Saiu à rua a primeira vez ontem. Já não é orgulhosa. Já não responde quando lhe mandam piropos. Já não lhe mandam piropos. Engordou, envelheceu, deitou fora as mini-saias, as blusas decotadas, deixou de pintar o cabelo. Ofereceu-se para mulher-a-dias e outros serviços. Não quer pôr anúncios no jornal. Prefere engatar na rua, durante a noite. Baixou os preços e trabalha mais para ter a mesma receita. Quando pensa no Jim, já não é com desprezo, mas com saudade. Dentro de algumas semanas vai dar entrada nas urgências do Hospital de Santo António.
A recepcionista ou a gerente de uma pensão na baixa vai responder na polícia: ‘Foi encontrada na cama. Sangrava muito. Entrou na pensão ontem ao fim da tarde com um homem. A empregada, de manhã, bateu à porta para mudar os lençóis.

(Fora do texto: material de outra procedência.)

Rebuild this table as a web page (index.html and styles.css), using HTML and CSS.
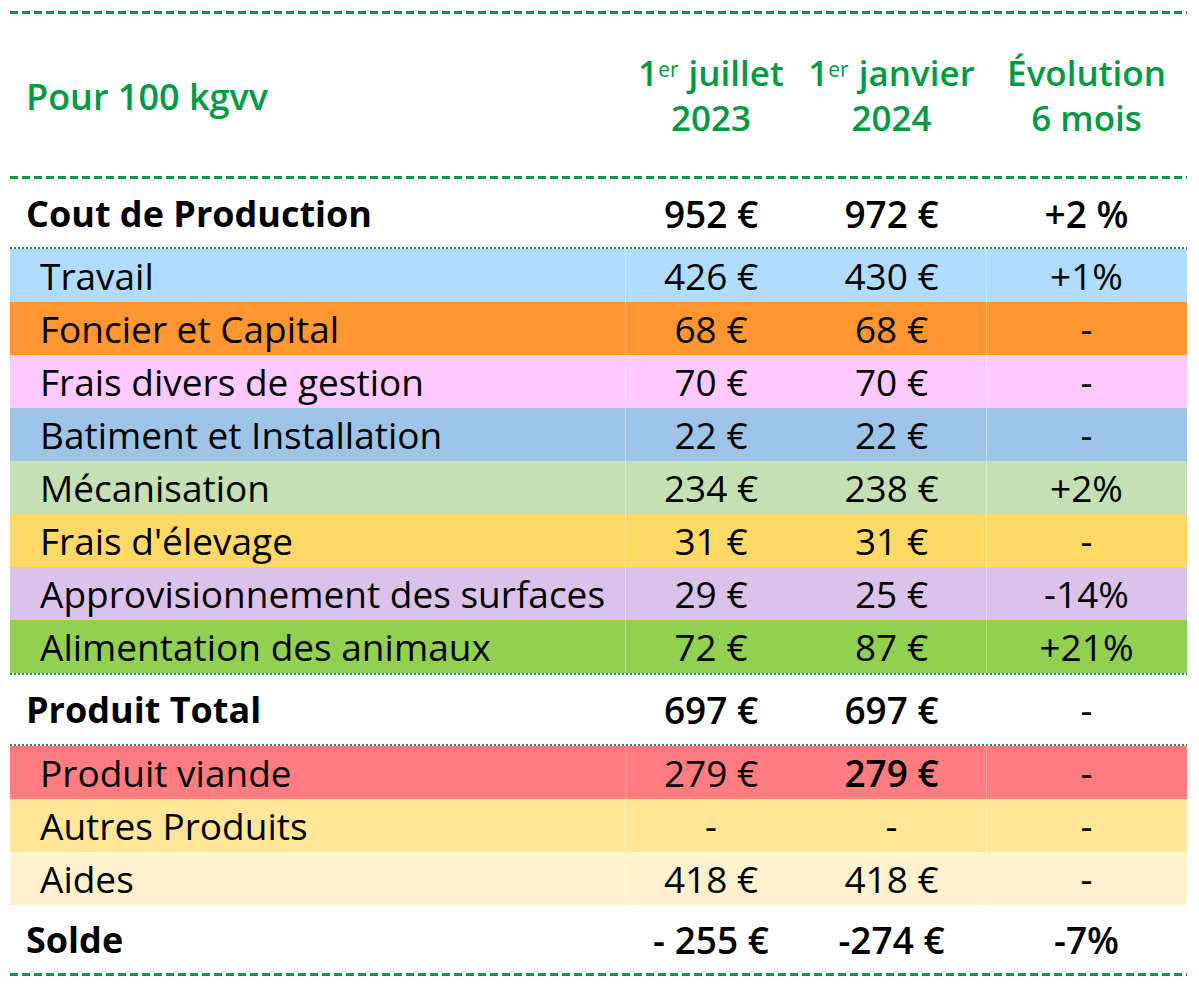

Ele saiu de madrugada. Não deixou identificação. Normalmente não pedimos. Ela é conhecida. Levava para lá quase todos os clientes. O quarto ficava só para ela toda a noite. O primeiro normalmente era por volta das seis ou sete da tarde. Talvez uns três ou quatro por noite. Nunca entrou com mais do que um.’